Written problem = Extract exactly the lines from the top of the records through the line containing "const Rfr = ()", and keep pictures out of the copy.

++++ Material ++++

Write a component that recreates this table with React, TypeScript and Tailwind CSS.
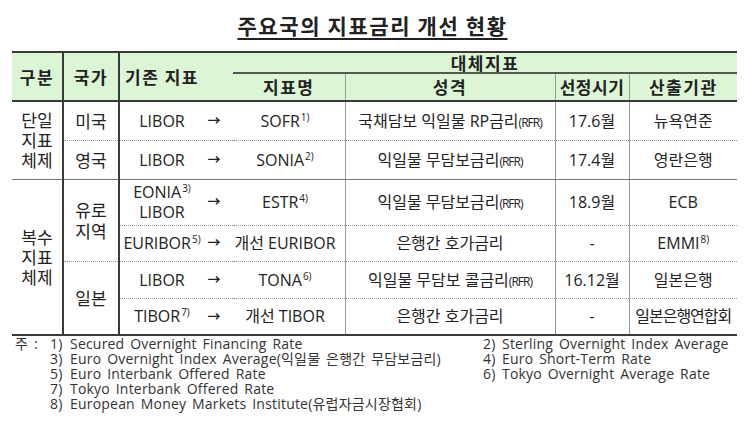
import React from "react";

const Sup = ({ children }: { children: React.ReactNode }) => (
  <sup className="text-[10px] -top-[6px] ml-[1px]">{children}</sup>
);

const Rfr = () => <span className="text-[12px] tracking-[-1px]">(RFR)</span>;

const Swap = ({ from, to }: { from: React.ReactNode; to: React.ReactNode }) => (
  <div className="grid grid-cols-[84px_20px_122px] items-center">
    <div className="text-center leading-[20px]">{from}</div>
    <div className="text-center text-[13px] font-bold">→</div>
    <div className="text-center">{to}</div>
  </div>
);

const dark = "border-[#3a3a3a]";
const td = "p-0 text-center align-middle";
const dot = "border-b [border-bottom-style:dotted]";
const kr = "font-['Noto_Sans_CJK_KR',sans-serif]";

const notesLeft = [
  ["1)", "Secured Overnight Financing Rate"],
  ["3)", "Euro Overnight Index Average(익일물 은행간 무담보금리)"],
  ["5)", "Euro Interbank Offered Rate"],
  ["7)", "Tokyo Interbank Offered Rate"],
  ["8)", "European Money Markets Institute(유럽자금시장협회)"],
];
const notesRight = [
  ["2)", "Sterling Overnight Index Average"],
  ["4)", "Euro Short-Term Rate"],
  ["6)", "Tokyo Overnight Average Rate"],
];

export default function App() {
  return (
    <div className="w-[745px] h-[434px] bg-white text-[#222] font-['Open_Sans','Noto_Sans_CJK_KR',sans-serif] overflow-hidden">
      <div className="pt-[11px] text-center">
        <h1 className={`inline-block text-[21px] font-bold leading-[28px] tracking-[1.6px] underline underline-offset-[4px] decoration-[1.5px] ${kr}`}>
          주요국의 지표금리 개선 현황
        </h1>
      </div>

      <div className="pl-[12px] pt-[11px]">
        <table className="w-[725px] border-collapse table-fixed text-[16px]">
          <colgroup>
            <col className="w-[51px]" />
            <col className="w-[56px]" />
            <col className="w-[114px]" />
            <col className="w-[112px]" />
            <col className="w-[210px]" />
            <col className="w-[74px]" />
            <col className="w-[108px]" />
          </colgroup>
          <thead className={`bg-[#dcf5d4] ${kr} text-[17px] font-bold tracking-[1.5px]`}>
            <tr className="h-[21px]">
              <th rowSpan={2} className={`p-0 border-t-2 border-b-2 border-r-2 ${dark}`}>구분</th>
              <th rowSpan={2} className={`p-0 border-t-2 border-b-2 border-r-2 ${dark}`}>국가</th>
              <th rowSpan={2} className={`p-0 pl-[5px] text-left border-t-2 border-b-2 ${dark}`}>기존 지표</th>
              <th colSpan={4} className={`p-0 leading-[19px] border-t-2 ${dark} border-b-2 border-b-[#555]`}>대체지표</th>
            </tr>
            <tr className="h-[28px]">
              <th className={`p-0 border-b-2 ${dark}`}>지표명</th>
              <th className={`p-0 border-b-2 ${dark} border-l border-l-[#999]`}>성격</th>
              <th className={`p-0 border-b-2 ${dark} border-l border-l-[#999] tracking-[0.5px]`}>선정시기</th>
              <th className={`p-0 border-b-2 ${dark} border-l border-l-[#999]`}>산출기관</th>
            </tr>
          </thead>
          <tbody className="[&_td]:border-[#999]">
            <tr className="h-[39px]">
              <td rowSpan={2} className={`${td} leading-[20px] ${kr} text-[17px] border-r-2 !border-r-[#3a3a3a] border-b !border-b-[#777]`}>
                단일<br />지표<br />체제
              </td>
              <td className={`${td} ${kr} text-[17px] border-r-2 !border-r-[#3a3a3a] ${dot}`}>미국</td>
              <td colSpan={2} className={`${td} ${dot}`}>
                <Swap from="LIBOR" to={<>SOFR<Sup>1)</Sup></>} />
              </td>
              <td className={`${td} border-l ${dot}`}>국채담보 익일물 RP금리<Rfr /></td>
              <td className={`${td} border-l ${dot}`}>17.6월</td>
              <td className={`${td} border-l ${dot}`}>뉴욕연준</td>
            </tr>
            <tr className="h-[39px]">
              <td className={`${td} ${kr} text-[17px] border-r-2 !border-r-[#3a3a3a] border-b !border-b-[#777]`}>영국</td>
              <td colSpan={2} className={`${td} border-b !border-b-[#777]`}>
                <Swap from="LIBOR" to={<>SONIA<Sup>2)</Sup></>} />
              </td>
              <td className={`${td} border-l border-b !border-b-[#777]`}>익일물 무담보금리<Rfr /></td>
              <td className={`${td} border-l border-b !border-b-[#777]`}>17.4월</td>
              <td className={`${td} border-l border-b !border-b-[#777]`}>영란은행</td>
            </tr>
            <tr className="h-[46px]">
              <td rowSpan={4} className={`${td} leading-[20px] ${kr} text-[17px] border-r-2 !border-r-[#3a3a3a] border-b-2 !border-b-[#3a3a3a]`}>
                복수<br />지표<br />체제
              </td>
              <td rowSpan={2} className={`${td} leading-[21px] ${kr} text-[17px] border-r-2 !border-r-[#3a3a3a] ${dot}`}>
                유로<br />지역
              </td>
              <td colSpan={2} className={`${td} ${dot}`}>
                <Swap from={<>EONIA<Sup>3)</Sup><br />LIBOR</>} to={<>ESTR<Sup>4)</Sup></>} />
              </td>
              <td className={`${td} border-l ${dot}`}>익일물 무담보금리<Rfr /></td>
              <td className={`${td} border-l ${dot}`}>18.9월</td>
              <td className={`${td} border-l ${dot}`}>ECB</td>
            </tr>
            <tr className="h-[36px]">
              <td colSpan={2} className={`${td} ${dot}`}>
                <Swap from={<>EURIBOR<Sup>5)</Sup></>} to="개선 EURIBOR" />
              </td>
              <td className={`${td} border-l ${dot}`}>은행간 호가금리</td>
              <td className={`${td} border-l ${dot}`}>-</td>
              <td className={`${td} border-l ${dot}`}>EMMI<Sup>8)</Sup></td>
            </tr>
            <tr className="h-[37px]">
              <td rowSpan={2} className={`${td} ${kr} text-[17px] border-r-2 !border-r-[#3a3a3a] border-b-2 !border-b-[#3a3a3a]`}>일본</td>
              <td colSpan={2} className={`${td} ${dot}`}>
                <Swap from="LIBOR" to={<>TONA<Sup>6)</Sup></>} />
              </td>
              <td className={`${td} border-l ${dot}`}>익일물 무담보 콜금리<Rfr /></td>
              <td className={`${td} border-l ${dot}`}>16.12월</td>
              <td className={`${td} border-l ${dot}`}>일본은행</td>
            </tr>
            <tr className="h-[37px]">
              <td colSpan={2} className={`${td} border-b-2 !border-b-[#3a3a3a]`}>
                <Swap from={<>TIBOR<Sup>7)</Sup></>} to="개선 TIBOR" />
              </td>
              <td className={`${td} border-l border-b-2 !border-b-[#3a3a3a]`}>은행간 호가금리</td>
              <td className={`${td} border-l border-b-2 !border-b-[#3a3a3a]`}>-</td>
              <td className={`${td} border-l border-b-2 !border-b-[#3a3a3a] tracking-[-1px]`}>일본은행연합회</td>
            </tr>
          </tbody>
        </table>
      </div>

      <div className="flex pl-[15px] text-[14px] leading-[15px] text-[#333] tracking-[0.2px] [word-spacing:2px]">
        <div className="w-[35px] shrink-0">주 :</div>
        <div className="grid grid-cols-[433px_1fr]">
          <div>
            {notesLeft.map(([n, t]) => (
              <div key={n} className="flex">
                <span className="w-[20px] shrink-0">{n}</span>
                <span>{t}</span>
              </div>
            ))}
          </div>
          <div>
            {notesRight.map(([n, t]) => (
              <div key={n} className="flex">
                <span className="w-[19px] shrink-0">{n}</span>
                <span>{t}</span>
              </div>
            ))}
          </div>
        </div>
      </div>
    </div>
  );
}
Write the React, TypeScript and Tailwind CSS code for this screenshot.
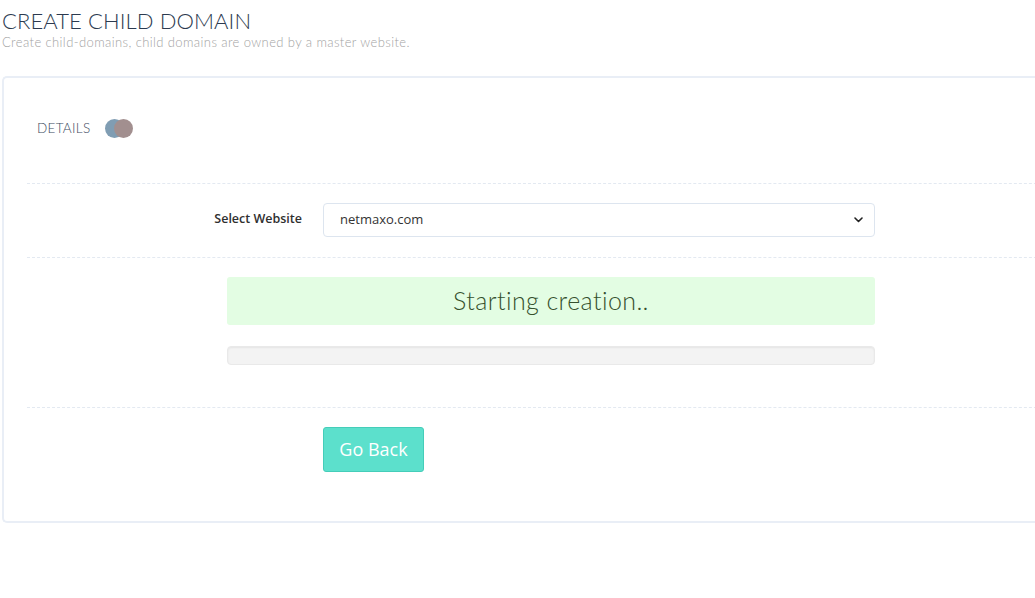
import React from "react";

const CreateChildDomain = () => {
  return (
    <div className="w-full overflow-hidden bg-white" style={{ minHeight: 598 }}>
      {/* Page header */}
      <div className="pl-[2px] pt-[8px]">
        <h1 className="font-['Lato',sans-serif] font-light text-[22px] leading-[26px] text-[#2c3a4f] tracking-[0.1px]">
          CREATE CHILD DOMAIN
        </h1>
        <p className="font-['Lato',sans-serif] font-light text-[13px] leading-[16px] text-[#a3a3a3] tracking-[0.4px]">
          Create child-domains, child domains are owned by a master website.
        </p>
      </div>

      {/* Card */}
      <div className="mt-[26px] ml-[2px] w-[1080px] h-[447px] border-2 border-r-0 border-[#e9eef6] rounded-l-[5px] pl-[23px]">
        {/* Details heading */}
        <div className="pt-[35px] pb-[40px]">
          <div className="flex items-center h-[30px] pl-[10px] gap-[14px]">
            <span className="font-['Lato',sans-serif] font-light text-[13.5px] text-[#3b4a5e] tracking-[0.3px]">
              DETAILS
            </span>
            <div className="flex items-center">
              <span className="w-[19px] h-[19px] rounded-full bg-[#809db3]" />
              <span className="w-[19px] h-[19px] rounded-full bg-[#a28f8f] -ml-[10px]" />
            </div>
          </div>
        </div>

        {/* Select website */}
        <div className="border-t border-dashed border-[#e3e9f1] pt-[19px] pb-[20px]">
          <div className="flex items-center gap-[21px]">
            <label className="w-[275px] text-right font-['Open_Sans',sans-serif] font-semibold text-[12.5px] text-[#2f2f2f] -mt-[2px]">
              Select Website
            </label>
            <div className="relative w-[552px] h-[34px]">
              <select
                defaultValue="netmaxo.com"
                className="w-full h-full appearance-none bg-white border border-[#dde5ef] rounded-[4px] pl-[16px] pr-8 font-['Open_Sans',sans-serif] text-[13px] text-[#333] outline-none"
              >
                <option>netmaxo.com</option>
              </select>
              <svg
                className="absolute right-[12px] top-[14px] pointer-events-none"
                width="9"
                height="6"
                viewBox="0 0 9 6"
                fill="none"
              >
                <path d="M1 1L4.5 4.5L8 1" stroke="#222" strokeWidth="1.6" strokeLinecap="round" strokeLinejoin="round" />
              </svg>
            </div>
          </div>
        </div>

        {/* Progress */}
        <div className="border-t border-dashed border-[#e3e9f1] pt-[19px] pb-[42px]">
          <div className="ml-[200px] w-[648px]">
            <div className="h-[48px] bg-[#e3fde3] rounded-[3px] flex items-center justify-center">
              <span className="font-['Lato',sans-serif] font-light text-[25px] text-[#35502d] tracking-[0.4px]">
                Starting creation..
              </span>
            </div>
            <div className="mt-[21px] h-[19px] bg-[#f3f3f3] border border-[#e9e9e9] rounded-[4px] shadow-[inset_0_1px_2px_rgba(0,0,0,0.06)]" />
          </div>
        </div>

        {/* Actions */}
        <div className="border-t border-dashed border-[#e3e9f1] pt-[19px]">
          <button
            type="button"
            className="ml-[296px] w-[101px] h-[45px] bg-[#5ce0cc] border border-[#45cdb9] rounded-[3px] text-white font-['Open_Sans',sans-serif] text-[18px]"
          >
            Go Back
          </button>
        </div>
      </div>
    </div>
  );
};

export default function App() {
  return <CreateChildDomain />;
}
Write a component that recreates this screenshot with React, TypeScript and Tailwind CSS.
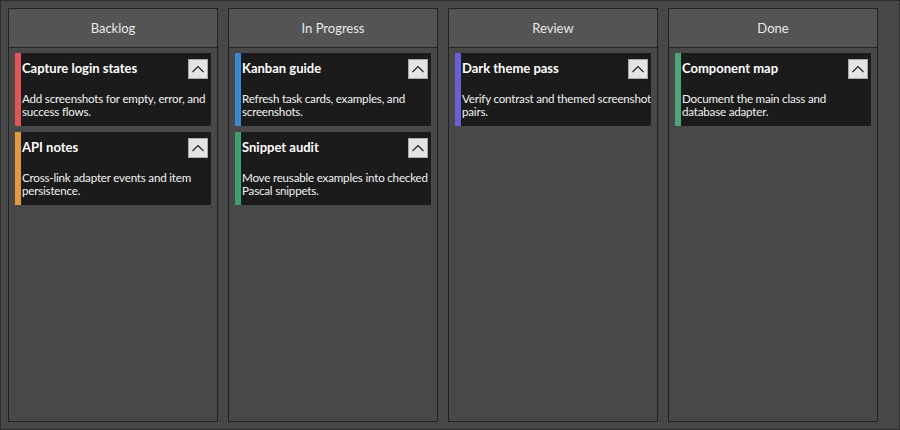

++++

The solution =
Write a component that recreates this table with React, TypeScript and Tailwind CSS.
import React from "react";

const Sup = ({ children }: { children: React.ReactNode }) => (
  <sup className="text-[10px] -top-[6px] ml-[1px]">{children}</sup>
);

const Rfr = () => <span className="text-[12px] tracking-[-1px]">(RFR)</span>;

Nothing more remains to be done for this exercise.